The debate now raging about the return on investment (ROI) of a college degree took a turn for the better last week when the Gallup organization and Purdue University released their much anticipated findings from the "Gallup-Purdue Index," a college graduate well-being study.
Gallup has long surveyed people around the world about their well-being and has come to several interesting conclusions. First, there are many types of well-being. Gallup identifies five in their Well-Being 5View: purpose, social, financial, community and physical. Surely one could imagine more, but Gallup is off to a good start and has collected much data over the years to support its claims. Secondly, these well-beings impact each other. For example, what good is a high mark for financial well-being if you are unhealthy and perhaps even vice-versa. Finally, coupled with workplace engagement, it is those who are "thriving" in multiple well-beings who are living the "best lives."
For those interested in the ROI question, the results were encouraging as several college experiences appeared to lead to a higher sense of well-being and workplace engagement. Moreover, the report's executive summary offers sage advice for all of us committed to improving outcomes in higher education. The report states:
"The data presented in this report suggest, however, that the answers lie in thinking about things that are more lasting than selectivity of an institution or any of the traditional measures of college. Instead, the answers may lie in what students are doing in college and how they are experiencing it. Those elements -- more than any others -- have a profound relationship to a person's life and career. Yet they are being achieved by too few. It should be a national imperative."

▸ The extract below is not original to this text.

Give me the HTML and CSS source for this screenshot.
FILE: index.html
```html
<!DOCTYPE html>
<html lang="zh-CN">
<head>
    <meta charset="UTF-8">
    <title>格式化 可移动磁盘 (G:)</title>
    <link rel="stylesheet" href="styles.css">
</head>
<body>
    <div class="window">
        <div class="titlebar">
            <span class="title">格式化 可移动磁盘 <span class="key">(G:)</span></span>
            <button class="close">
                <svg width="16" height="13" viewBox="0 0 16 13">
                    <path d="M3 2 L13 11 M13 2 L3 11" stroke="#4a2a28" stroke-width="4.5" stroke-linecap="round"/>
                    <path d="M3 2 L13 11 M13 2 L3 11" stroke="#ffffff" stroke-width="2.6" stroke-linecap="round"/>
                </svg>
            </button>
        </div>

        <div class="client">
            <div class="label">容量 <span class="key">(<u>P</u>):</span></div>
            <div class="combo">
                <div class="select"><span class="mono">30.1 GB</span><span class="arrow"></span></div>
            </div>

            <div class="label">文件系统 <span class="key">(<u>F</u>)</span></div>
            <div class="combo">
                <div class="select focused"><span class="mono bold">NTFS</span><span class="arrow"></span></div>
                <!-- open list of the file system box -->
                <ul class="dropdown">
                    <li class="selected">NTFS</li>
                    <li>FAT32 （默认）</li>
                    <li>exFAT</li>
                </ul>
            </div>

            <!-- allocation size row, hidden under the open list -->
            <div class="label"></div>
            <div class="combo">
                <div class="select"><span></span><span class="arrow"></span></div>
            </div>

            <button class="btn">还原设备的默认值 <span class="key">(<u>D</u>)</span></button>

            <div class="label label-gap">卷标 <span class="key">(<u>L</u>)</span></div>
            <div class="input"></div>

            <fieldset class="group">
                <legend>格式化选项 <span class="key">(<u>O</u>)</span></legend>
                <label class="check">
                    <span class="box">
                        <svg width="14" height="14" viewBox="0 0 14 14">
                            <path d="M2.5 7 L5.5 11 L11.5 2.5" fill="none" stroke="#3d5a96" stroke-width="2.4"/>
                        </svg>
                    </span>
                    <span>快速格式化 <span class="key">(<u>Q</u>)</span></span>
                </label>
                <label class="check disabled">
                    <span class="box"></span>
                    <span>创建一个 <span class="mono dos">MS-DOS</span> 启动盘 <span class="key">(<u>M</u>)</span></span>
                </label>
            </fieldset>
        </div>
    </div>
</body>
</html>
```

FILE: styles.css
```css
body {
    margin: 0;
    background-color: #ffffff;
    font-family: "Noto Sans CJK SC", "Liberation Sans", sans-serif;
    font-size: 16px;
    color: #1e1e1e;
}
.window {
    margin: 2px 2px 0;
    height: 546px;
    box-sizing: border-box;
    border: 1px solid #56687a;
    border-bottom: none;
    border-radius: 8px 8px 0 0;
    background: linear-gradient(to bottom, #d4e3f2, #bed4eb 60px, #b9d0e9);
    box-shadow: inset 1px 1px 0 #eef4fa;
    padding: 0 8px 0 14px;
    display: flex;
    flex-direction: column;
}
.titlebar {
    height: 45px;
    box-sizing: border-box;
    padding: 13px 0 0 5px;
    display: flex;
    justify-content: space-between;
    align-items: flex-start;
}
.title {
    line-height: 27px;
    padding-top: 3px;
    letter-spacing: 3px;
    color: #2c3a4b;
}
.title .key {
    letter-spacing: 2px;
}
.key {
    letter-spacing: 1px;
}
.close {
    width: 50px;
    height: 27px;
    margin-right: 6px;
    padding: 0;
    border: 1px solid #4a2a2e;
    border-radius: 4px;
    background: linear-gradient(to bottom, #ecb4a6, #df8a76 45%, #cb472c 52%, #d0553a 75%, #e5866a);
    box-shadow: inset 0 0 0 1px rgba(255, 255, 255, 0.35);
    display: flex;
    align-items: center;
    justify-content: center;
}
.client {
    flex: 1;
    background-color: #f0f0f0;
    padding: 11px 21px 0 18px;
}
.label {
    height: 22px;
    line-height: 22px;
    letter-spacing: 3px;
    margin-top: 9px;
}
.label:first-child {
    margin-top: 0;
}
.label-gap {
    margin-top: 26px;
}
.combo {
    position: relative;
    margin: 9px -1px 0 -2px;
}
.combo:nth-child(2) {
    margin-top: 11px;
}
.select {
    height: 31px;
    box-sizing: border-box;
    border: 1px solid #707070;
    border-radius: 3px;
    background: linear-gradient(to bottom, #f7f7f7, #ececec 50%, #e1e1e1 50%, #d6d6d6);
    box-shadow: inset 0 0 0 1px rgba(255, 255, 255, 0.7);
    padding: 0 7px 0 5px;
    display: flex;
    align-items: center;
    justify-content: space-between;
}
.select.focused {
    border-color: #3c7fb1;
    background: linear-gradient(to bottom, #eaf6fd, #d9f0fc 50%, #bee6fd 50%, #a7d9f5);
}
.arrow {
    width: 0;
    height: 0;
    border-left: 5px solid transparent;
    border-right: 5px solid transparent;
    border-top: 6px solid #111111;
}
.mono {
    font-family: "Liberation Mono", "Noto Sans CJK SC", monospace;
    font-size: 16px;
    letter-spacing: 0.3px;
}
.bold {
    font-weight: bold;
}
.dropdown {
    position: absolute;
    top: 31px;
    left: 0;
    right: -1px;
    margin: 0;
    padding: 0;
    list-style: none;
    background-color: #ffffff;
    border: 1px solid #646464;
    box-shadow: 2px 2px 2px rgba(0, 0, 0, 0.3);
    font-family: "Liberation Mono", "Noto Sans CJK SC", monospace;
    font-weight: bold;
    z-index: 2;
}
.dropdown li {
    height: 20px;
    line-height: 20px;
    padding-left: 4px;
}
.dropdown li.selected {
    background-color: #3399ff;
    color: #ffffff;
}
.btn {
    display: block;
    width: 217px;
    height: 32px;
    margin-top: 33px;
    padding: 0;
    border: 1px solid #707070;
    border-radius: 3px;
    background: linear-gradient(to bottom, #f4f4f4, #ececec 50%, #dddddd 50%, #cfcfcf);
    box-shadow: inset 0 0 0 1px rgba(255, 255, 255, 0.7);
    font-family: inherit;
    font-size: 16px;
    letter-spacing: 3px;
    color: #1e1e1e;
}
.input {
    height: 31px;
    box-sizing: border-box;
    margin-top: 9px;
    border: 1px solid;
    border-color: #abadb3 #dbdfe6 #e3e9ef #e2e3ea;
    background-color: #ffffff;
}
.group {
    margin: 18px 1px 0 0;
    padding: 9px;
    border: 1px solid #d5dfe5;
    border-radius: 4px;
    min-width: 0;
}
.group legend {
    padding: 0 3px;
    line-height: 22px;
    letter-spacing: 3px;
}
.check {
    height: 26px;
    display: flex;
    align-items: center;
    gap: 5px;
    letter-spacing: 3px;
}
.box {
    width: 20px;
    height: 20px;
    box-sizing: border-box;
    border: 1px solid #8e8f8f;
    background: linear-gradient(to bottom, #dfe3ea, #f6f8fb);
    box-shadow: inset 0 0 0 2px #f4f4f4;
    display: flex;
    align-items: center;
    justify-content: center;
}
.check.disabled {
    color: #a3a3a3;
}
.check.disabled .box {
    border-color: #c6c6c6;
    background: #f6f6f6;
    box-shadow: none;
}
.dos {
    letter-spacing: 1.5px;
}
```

A "national imperative" to think more about how students "experience" college rather than selectivity should galvanize the next level of discourse and debate. As the president of a liberal arts college for men, our faculty, staff, administration and trustees focus our collective energies on this topic daily. We encourage other institutions to do the same. Starting with our recently released publication entitled "What Works: Raising Boys, Engaging Guys and Educating Men", we ask educators, thought leaders and other experts to think deeply about how men experience college. Why men? Because the other "national imperative" of 21st century higher education is to improve the performance of males. Men comprise 40 percent of the college population and lag their female counterparts in virtually every measure of academic achievement, from kindergarten to doctoral studies. Our society must do more to determine what works when educating boys and young men.

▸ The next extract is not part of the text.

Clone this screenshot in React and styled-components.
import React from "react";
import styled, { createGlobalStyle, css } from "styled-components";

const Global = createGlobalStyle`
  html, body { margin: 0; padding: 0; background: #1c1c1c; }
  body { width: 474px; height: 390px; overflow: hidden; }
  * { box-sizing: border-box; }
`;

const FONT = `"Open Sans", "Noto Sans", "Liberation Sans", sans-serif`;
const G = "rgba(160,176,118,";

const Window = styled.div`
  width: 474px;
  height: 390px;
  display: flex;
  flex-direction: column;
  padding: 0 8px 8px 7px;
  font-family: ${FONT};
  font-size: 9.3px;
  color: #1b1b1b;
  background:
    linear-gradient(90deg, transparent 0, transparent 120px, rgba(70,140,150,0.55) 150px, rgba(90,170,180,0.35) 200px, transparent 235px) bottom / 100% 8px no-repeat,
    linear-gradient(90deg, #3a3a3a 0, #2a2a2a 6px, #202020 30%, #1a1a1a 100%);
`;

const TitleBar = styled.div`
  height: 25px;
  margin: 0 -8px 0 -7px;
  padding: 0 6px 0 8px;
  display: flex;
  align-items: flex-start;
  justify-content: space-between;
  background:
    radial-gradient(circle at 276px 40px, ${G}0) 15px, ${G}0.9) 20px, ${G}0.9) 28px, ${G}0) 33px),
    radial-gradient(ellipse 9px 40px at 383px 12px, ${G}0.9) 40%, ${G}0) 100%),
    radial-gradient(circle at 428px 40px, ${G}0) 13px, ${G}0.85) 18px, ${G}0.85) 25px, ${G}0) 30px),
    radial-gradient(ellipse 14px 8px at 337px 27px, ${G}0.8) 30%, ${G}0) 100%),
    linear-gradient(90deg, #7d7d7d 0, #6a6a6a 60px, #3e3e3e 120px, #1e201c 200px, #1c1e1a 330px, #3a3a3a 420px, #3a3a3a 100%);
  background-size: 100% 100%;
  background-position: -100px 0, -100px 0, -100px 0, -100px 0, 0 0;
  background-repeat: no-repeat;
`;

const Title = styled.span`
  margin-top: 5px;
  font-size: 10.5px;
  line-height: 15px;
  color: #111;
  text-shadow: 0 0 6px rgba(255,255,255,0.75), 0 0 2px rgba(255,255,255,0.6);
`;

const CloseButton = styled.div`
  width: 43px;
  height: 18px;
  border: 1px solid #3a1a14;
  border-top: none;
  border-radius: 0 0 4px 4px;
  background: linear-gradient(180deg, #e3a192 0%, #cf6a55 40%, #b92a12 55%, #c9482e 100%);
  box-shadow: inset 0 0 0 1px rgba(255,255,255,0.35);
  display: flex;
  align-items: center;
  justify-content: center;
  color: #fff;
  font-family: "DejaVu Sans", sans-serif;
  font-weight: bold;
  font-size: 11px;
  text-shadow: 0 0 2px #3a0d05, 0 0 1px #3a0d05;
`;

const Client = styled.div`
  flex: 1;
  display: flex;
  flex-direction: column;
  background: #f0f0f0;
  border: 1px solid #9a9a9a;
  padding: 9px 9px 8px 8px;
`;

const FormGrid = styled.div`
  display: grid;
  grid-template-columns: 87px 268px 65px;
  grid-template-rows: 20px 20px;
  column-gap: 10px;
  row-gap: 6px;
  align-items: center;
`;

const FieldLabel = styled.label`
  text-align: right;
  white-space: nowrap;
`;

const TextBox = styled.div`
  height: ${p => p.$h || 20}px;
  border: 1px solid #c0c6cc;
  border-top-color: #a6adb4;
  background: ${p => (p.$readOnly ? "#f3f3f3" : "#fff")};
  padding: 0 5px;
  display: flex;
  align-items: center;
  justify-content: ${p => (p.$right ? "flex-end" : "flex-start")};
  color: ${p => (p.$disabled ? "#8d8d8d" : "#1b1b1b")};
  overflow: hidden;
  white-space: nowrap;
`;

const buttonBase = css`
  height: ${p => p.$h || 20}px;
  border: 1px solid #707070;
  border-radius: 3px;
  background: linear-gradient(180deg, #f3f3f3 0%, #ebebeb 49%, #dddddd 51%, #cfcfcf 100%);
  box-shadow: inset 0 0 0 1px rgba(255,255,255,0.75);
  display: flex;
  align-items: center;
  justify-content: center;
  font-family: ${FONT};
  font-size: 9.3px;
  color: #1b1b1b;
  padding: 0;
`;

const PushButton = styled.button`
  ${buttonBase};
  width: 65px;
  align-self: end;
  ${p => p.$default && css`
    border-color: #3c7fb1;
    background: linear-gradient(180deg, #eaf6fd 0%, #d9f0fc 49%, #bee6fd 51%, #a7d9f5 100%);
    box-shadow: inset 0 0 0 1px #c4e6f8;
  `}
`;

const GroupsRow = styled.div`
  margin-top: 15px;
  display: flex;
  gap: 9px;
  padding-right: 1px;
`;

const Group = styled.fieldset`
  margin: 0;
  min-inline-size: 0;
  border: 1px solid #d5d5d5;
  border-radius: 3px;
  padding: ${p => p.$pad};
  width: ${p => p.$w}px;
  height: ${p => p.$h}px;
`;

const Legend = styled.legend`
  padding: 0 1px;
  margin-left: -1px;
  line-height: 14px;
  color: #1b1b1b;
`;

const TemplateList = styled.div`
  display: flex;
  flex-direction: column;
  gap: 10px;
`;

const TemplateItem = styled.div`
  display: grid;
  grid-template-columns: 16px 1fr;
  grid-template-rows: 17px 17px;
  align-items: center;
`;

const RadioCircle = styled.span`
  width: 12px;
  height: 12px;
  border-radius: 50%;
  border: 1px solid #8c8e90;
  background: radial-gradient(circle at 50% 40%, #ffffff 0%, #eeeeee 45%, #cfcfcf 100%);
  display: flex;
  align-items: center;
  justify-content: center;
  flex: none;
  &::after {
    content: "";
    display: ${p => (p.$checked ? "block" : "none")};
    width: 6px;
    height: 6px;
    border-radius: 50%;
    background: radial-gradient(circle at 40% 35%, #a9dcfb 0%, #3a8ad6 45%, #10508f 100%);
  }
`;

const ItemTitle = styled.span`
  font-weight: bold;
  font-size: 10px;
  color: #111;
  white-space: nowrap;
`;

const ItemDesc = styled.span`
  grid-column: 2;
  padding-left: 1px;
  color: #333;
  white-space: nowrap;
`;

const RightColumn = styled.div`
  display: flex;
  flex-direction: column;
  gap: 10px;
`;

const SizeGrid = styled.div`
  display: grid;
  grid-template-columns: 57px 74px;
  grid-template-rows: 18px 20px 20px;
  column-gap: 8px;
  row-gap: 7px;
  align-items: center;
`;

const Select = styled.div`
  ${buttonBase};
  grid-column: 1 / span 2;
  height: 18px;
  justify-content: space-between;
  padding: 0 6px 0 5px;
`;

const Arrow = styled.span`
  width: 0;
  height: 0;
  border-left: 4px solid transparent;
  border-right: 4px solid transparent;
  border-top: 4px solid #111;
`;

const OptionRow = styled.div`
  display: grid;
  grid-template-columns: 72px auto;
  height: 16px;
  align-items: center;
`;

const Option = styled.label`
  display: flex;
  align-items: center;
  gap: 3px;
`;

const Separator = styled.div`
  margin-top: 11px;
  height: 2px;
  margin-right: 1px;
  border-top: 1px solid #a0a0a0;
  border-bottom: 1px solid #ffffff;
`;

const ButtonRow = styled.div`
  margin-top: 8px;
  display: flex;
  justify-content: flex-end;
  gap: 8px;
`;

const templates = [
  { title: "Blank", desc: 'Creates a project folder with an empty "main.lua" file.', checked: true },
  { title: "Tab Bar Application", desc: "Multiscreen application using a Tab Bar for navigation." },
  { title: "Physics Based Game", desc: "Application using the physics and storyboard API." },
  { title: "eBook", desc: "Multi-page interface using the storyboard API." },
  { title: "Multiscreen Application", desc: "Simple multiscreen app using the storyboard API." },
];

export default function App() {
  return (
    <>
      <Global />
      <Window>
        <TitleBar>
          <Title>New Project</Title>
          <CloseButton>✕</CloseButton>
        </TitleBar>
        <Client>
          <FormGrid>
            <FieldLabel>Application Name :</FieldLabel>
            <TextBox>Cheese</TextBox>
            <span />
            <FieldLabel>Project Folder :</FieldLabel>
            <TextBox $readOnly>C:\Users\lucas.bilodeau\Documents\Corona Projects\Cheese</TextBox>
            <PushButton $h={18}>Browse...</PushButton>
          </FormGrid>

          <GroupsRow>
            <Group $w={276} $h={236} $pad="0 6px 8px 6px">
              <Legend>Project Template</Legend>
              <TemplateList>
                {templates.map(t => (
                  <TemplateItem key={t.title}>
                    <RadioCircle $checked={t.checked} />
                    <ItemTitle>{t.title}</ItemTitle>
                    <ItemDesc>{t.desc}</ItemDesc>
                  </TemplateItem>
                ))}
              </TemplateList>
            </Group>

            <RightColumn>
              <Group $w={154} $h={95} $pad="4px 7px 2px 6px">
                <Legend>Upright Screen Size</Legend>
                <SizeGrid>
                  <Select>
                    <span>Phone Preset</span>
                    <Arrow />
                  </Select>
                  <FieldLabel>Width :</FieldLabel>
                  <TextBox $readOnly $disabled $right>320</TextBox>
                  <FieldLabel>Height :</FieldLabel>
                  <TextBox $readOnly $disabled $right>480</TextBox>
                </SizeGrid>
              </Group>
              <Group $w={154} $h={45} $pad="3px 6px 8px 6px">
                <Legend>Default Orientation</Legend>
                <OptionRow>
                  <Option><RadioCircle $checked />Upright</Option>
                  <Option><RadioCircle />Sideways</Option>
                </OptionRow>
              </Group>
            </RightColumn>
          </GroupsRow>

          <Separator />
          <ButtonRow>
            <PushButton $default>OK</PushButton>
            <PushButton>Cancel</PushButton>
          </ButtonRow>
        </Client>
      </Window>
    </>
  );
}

As Dr. Linda Sax notes in "What Works," "using data on over 17,000 undergraduates nationwide, my research examines how several dozen college environments and experiences contribute to students' academic achievement, personality and identity, and political and social values. Of the several hundred significant effects of college that are measured, nearly three-quarters are different for women and men."
My colleagues and I here at Hampden-Sydney College are encouraged to think that our work at a men's college can assist other institutions dedicated to ensuring that men in colleges and universities everywhere succeed. Armed with new evidence provided by the Gallup-Purdue Index about how the college experience impacts graduates' workplace engagement, well-being, and ultimately ROI, I encourage educators, foundations, businesses and concerned citizens to join with us as we identify what works when educating men.
The stakes are too high to do otherwise.